The hipster style is calculated pseudo self-sabotage: wearing stupid glasses because looking good might imply you actually wanted to get laid, wearing American Apparel because cheaper and better clothes might imply you needed to save money, or believed in it, liking Britney Spears because not liking it might imply you had serious ideas about the way music should sound.
The hipster aims to seem as though s/he is aware of all things–all products, all the meanings of those products, all the implications of what they’re wearing or saying–and yet has resisted the urge to think seriously about any of them.
March 16th, 2009 at 12:02 am
god that was full of typos, sorry
March 16th, 2009 at 12:26 am
oh yeah:
a hipster is someone who tries hard to never appear to be trying hard.
so, as artists, their preferred media are:
turntables, appropriated images, video, photography
and their prefferred genres are:
the conceptual, the minimal, the faux-naive, the stoney
March 16th, 2009 at 7:21 am
wow. that was embarrassing. the following reads like it was written by a person who swallowed the transcript of a “what you need to know about generation x” episode of “60 minutes” circa-1991:
“More than anything we hate to be marketed to, that’s why our hero appeared on the cover of Rolling Stone wearing a t-shirt that said Corporate Magazines Still Suck. We’re suspicious of corporate America (with good reason). We don’t like to join groups. We usually don’t like anything once it’s become popular (which is a dumb and lame way of looking at the world, but no cohort is perfect). We don’t like to spend a lot of money on clothes that make us look like everybody else. We shop in thrift stores or, if we’re rich, we buy expensive clothes that look like they were bought in thrift stores. We listen to music that was created by an artist, as opposed to music that is created by a marketing team and assigned to the next hot young vacuum. We take huge pleasure in finding great art no one’s heard of before.”
March 16th, 2009 at 11:10 am
Being a hipster, I think, also entails leaving disparaging/critical comments on other people’s blogs to show that you are more clever than anyone else. (Way to go, Peter/Brad!)

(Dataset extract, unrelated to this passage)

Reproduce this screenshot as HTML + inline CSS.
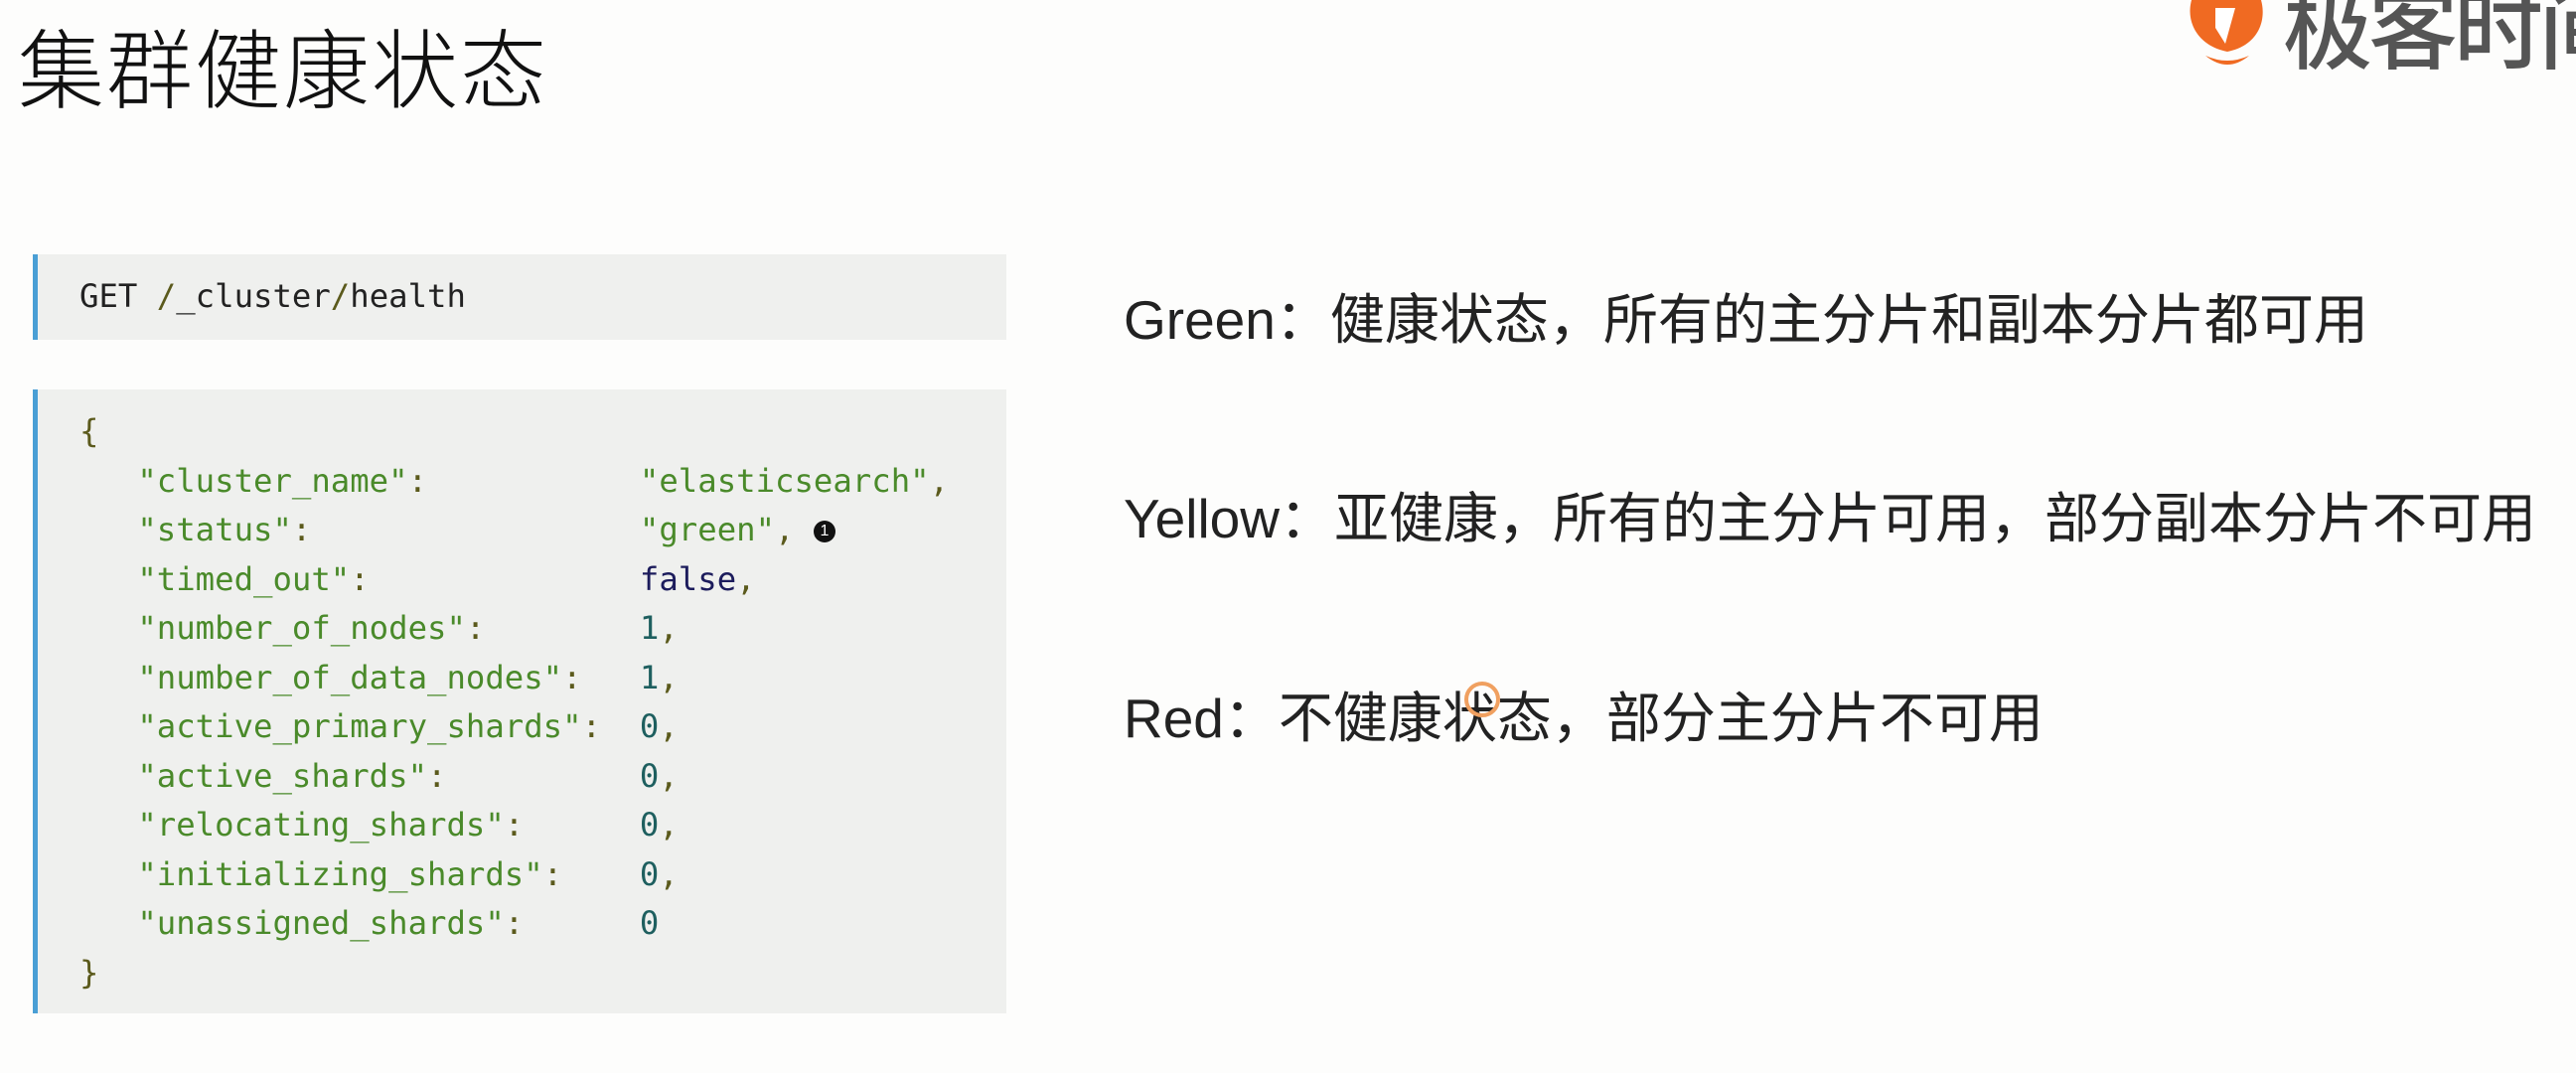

March 16th, 2009 at 5:12 pm
I’ve always felt there was an important distinction to be made when it comes to hipsters and their more loathsome cousin the scenester. I would write more but then it would look like I was trying.
March 17th, 2009 at 6:48 am
danni,
feel free to call me a hipster. i don’t think being a hipster is a bad thing. under the many other names they’ve gone by, hipsters have done a lot of good–certainly more good than bad. that said, “aging hipster” would probably be a better description for me.

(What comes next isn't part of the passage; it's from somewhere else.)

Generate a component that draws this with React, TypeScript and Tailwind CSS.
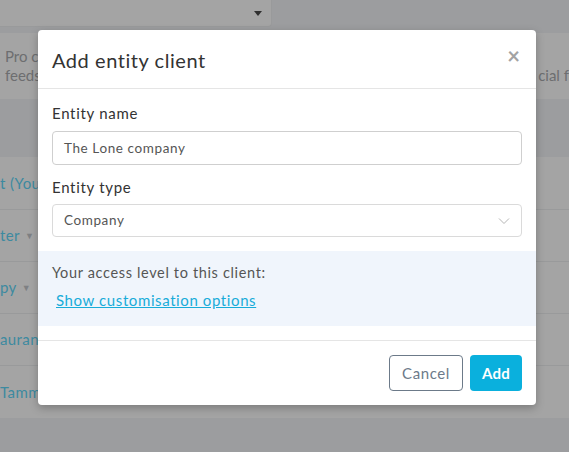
import React from "react";

const font = { fontFamily: "Lato, 'Open Sans', sans-serif" };

function Row({ text, caret, last }: { text: string; caret?: boolean; last?: boolean }) {
  return (
    <div className={`h-[52px] flex items-center text-[15px] tracking-[0.4px] text-[#3d8aa0] ${last ? "" : "border-b border-[#999a9b]"}`}>
      <span className="whitespace-nowrap">{text}</span>
      {caret && <span className="ml-[5px] text-[9px] text-[#7e8083]">▼</span>}
    </div>
  );
}

export default function App() {
  return (
    <div className="relative w-[569px] h-[452px] overflow-hidden bg-[#9c9d9f]" style={font}>
      {/* background page */}
      <div className="h-[33px] flex">
        <div className="w-[272px] h-[27px] bg-[#a4a4a4] rounded-br-[4px] border-r border-b border-[#999a9b] flex items-center justify-end pr-[9px]">
          <span className="block w-0 h-0 border-l-[4px] border-r-[4px] border-t-[5px] border-l-transparent border-r-transparent border-t-[#2f2f2f]" />
        </div>
      </div>
      <div className="h-[66px] bg-[#a4a4a4] flex justify-between items-center text-[15px] leading-[19px] text-[#6d6e70]">
        <div className="pl-[5px]">
          <div>Pro c</div>
          <div>feeds</div>
        </div>
        <div className="pt-[19px] whitespace-nowrap">cial f</div>
      </div>
      <div className="h-[58px] bg-[#9c9d9f]" />
      <div className="bg-[#a4a4a4] pt-[1px]">
        <Row text="t (You" />
        <Row text="ter" caret />
        <Row text="py" caret />
        <Row text="auran" />
        <Row text=" Tamm" last />
      </div>

      {/* modal */}
      <div className="absolute left-[38px] top-[30px] w-[498px] bg-white rounded-[4px] shadow-[0_3px_9px_rgba(0,0,0,0.25)]">
        <div className="h-[59px] flex items-center justify-between pl-[14px] pr-[16px] border-b border-[#e5e5e5]">
          <h2 className="text-[20px] text-[#333] tracking-[0.55px] mt-[2px]">Add entity client</h2>
          <span className="text-[22px] font-bold text-[#a3a3a3] leading-none -mt-[6px]">×</span>
        </div>
        <div className="px-[14px] pt-[14px]">
          <label className="block text-[15px] text-[#333] leading-[21px] tracking-[0.7px]">Entity name</label>
          <div className="mt-[7px] h-[34px] border border-[#cfcfcf] rounded-[4px] flex items-center px-[11px] text-[13.5px] tracking-[0.6px] text-[#555]">
            The Lone company
          </div>
          <label className="block mt-[12px] text-[15px] text-[#333] leading-[21px] tracking-[0.7px]">Entity type</label>
          <div className="mt-[6px] h-[33px] border border-[#dadada] rounded-[4px] flex items-center justify-between px-[11px] text-[13.5px] tracking-[0.6px] text-[#555]">
            <span>Company</span>
            <svg width="12" height="8" viewBox="0 0 12 8" fill="none" stroke="#b5b5b5" strokeWidth="1">
              <path d="M1 1.5l5 5 5-5" />
            </svg>
          </div>
        </div>
        <div className="mt-[14px] h-[75px] bg-[#f0f5fc] px-[14px] pt-[12px]">
          <div className="text-[14.5px] text-[#555] leading-[20px] tracking-[0.65px]">Your access level to this client:</div>
          <a className="block mt-[7px] ml-[4px] text-[15px] text-[#18acd9] underline leading-[20px] tracking-[0.6px]">Show customisation options</a>
        </div>
        <div className="h-[14px]" />
        <div className="border-t border-[#e5e5e5] h-[65px] flex items-center justify-end gap-[7px] pr-[14px]">
          <button className="h-[36px] w-[74px] border border-[#6c7a89] rounded-[4px] text-[15px] tracking-[0.6px] text-[#6c7a89] bg-white">Cancel</button>
          <button className="h-[36px] w-[52px] rounded-[4px] text-[15px] font-bold tracking-[0.3px] text-white bg-[#0ab0dd]">Add</button>
        </div>
      </div>
    </div>
  );
}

i merely wanted to point out that members of “generation x,” who are supposed to be so aware of marketing and advertising–more aware than any previous generation, it is falsely claimed–and more averse to being defined by others, have done exactly what the boomers did, which was buy into and perpetuate media representations of themselves.

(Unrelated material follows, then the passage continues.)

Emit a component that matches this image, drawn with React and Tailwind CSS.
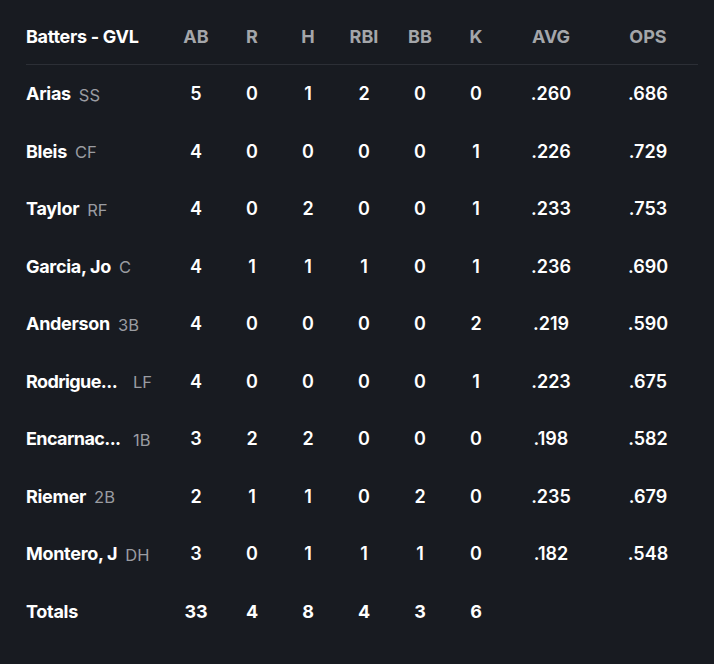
import React from "react";

const rows = [
  ["Arias", "SS", 5, 0, 1, 2, 0, 0, ".260", ".686"],
  ["Bleis", "CF", 4, 0, 0, 0, 0, 1, ".226", ".729"],
  ["Taylor", "RF", 4, 0, 2, 0, 0, 1, ".233", ".753"],
  ["Garcia, Jo", "C", 4, 1, 1, 1, 0, 1, ".236", ".690"],
  ["Anderson", "3B", 4, 0, 0, 0, 0, 2, ".219", ".590"],
  ["Rodrigue...", "LF", 4, 0, 0, 0, 0, 1, ".223", ".675", true],
  ["Encarnac...", "1B", 3, 2, 2, 0, 0, 0, ".198", ".582", true],
  ["Riemer", "2B", 2, 1, 1, 0, 2, 0, ".235", ".679"],
  ["Montero, J", "DH", 3, 0, 1, 1, 1, 0, ".182", ".548"],
];

const grid = "grid grid-cols-[142px_56px_56px_56px_56px_56px_56px_94px_100px] items-center";

export default function App() {
  return (
    <div
      className="w-[714px] h-[664px] bg-[#181b21] pl-[26px] pr-[16px] pt-[8px]"
      style={{ fontFamily: "Inter, 'Open Sans', sans-serif" }}
    >
      <div className={`${grid} h-[57px] border-b border-[#2c2f36] text-[18px] font-bold`}>
        <div className="text-white tracking-[-0.3px] whitespace-nowrap">Batters - GVL</div>
        {["AB", "R", "H", "RBI", "BB", "K", "AVG", "OPS"].map((h) => (
          <div key={h} className="text-center text-[#a4a6aa]">{h}</div>
        ))}
      </div>
      {rows.map((r) => (
        <div key={r[0]} className={`${grid} h-[57.5px] text-[18px]`}>
          <div className="flex items-center whitespace-nowrap">
            <span className={`font-bold text-white ${r[10] ? "min-w-[99px] tracking-[-0.6px]" : "tracking-[-0.3px]"}`}>{r[0]}</span>
            <span className="ml-[8px] mt-[3px] text-[16.5px] text-[#9a9ca1]">{r[1]}</span>
          </div>
          {r.slice(2, 10).map((v, i) => (
            <div key={i} className="text-center text-white font-semibold">{v}</div>
          ))}
        </div>
      ))}
      <div className={`${grid} h-[57.5px] text-[18px] font-bold text-white`}>
        <div className="tracking-[-0.3px]">Totals</div>
        {[33, 4, 8, 4, 3, 6].map((v, i) => (
          <div key={i} className="text-center">{v}</div>
        ))}
        <div />
        <div />
      </div>
    </div>
  );
}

from 1993 ny times article about generation x and advertising
“The new campaign’s print, outdoor and transit advertisements are emblematic of efforts by marketers to aim sales pitches at younger consumers who are almost cynical in their disdain for traditional advertising puffery.”
from 1994 ny times magazine article about generation x and advertising/magazine industry
“The 60′s were revived, then the 70′s, and from the ashes of 1980′s decadence arose Generation X, a group of young network television dropouts who didn’t buy the traditional marketing methods used by magazines and advertising agencies.”
from 1996 ny times letter to the editor by member of generation x
“While Mr. Rich’s Harvard class of ’71 was busy “entrenching its social revolution” for the last 25 years, we were growing up on a steady diet of advertising messages and marketing gimmicks that interrupted re-runs of “Charlie’s Angels” and MTV videos. We know when we’re being marketed to; we’re too smart to fall for any politician’s — or publicist’s, or movie star’s or newspaper columnist’s — rhetoric.”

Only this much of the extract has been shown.